Het ontwerp bestaat voor een groot deel uit betonzuilen, in de ontwerpnota werd op de boventafel een ecotoplaag voorgeschreven. Dit is bij de errata veranderd omdat uit onderzoek is gebleken dat er op de boventafel geen verschil in begroeiing is tussen betonzuilen zonder en betonzuilen met ecotoplaag. De toplaag van de nieuwe kreukelberm wordt uitgevoerd in breuksteen 40-200 kg en 10-60 kg. De nieuwe onderhoudsstrook wordt uitgevoerd in grindasfaltbeton of dicht asfaltbeton. Later is op verzoek tijdens de uitvoering gerekend aan de benodigde zuilhoogten, laag op het talud. De zuilhoogte kon naar beneden worden bijgesteld waardoor een restant zuilen kon worden toegepast. Voordat de eindversie van de ontwerpnota gereed is wordt door de toetsgroep beoordeeld of het ontwerp goed is.
Er is door het waterschap een toetsing uitgevoerd, alle bekledingen zijn met steentoets goedgekeurd. Wel werd een opmerking gemaakt over plaatselijke verzakkingen. Hierop wordt in de revisie-toetsing teruggekomen. De kleine gebreken zijn reeds ingepland door het projectbureau om, in overleg met het waterschap, te worden opgelost. Gereedmelding van deze oplossing wordt gemeld middels de maandrapportage toetsingen in het Projectbureau-overleg. Het inwasmateriaal tussen de betonzuilen is op vrij veel plaatsen gehydrateerd, oorzaak is foutieve opslag van hydraulische slakken en steenslag (door elkaar) gedurende de uitvoering.
Korte tijd nadat de revisie toetsing is uitgevoerd werd het overdrachtsprotocol ondertekend.

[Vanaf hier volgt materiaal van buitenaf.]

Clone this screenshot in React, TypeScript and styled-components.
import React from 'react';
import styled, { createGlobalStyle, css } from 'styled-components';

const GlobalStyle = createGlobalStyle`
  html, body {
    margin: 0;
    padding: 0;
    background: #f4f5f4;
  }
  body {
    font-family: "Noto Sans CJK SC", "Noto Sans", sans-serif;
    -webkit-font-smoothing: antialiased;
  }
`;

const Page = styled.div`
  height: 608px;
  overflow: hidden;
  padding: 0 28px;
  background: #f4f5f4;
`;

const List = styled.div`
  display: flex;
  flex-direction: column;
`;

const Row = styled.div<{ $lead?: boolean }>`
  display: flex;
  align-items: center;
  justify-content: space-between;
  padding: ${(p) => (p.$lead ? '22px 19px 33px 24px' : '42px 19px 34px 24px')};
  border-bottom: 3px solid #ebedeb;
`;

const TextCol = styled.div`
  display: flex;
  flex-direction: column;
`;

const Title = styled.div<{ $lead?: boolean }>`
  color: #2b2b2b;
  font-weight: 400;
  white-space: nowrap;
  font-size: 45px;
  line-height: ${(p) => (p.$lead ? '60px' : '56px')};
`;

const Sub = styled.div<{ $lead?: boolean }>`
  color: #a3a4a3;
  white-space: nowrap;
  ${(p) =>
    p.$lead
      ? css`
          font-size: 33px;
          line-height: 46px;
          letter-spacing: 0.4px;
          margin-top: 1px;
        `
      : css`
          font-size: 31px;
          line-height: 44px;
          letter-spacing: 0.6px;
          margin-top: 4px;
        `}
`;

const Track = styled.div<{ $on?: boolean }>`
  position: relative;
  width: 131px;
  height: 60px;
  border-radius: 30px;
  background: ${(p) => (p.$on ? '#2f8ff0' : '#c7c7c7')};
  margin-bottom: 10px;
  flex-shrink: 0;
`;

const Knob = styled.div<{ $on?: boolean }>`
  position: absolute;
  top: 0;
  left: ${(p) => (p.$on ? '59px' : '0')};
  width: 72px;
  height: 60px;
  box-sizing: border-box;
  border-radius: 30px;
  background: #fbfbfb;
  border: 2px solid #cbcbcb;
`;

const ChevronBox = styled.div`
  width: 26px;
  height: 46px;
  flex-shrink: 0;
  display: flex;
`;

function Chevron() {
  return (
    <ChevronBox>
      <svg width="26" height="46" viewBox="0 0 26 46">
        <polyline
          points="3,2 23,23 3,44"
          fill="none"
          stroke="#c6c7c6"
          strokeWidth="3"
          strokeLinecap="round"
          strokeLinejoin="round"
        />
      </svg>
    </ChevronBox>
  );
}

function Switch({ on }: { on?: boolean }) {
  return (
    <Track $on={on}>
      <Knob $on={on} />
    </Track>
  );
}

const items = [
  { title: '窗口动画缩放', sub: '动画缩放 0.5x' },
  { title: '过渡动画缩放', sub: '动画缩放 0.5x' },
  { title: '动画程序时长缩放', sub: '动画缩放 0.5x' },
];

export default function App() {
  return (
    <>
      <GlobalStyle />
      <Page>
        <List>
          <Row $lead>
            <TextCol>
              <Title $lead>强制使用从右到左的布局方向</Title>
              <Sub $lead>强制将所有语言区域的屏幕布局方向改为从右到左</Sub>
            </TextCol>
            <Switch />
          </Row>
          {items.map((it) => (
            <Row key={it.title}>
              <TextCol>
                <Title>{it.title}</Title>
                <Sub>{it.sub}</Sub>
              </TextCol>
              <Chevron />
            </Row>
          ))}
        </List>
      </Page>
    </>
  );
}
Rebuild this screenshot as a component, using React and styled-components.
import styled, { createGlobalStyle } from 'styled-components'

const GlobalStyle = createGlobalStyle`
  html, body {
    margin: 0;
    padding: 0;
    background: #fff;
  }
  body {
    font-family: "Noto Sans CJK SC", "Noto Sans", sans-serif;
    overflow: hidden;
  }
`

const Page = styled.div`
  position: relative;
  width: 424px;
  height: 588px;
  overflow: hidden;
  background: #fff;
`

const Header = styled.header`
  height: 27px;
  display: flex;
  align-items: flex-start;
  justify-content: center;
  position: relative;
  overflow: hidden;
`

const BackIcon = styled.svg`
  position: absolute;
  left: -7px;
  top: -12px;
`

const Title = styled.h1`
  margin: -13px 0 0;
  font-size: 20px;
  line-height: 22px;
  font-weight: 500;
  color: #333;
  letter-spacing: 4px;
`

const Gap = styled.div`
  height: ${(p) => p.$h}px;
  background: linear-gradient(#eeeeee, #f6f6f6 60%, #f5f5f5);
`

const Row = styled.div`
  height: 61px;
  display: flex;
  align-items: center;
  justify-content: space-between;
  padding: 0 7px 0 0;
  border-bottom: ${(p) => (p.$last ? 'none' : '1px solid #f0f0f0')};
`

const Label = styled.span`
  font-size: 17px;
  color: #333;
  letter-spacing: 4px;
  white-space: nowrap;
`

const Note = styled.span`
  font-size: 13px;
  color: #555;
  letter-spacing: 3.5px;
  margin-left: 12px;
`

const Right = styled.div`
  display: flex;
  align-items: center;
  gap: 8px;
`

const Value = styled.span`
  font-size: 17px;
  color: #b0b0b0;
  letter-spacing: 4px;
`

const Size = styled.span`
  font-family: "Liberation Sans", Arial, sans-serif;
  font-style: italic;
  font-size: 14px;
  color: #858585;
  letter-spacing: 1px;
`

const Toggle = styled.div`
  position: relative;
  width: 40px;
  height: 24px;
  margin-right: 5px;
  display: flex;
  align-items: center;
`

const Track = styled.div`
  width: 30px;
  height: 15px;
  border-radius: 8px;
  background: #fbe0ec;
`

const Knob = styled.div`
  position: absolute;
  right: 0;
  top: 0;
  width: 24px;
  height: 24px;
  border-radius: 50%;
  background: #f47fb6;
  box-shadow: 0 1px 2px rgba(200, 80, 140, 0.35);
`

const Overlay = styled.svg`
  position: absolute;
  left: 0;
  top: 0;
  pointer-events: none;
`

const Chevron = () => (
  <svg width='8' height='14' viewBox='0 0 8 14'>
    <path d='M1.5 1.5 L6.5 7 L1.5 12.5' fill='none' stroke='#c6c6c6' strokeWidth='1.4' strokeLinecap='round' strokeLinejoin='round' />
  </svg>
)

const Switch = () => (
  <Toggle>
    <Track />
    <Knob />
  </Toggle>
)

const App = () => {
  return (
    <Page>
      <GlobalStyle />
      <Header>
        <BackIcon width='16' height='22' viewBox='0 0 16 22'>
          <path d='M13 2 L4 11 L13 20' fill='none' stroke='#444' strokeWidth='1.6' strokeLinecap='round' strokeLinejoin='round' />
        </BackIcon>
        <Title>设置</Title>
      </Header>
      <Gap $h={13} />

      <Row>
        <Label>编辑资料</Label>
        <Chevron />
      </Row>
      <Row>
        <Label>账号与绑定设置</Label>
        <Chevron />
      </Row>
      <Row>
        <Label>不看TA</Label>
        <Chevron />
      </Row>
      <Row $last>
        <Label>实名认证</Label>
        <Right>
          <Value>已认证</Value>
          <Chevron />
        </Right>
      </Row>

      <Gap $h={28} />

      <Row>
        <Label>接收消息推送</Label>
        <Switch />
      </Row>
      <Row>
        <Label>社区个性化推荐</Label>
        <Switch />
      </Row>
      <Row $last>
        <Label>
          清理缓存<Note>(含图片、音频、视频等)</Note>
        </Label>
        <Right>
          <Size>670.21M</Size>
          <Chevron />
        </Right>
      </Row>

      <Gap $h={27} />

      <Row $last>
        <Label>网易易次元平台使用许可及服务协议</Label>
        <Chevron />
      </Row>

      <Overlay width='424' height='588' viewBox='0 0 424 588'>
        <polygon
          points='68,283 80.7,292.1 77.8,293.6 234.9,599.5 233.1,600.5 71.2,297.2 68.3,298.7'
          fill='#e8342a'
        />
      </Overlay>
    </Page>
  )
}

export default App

In het kader van het Bouwstoffenbesluit bodem- en oppervlaktewateren bescherming is een melding verzonden over het voornemen om tussen 7 juni 2004 en 1 juli 2005 diverse bouwstoffen toe te passen bij het vervangen van de glooiingconstructie ter plaatse van het buitentalud van de Willem-Annapolder. De melding is ter beoordeling voorgelegd aan de Inspectie Verkeer en Waterstaat. Er wordt toestemming verleend om vanaf 7 juni met het toepassen van de bouwstoffen aan te vangen. De aannemer meldt een ongeval waarbij een kraan is gekanteld. Het persoonlijke letsel van de machinist valt gelukkig mee. Het verslag van dit ongeval wordt tijdens de vergadering aan de KAM coördinator overhandigd. Bij het plaatsen van de teenconstructie is een kleinschalige proef uitgevoerd met het plaatsen van palen van bamboe. De proef was succesvol en deze palen kunnen worden toegepast. De aannemer verzoekt de directie om in afwijking van de eerder ingediende planning het gehele werk nog dit jaar te mogen voltooien. In de volgende vergadering deelt de aannemer mede dat in afwijking van hetgeen is afgesproken een stuk van 10.000 m2 glooiing volgend jaar zal worden aangebracht. Een en ander is het gevolg van de vele onvoorziene grondverbeteringen die moeten worden toegepast. De directie deelt mede dat in de glooiingconstructie tijdens de wintermaanden een verzakking is ontstaan en verzoekt de aannemer een aantal dwarsprofielen te nemen teneinde te onderzoeken of deze verzakking in de toekomst zal doorzetten. Na uitvoering van het werk. Naar aanleiding hiervan is gestart met het monitoren van de verzakking aan de hand dwarsprofielmetingen. Hieruit is bij de revisie gebleken dat de verzakking is gestabiliseerd.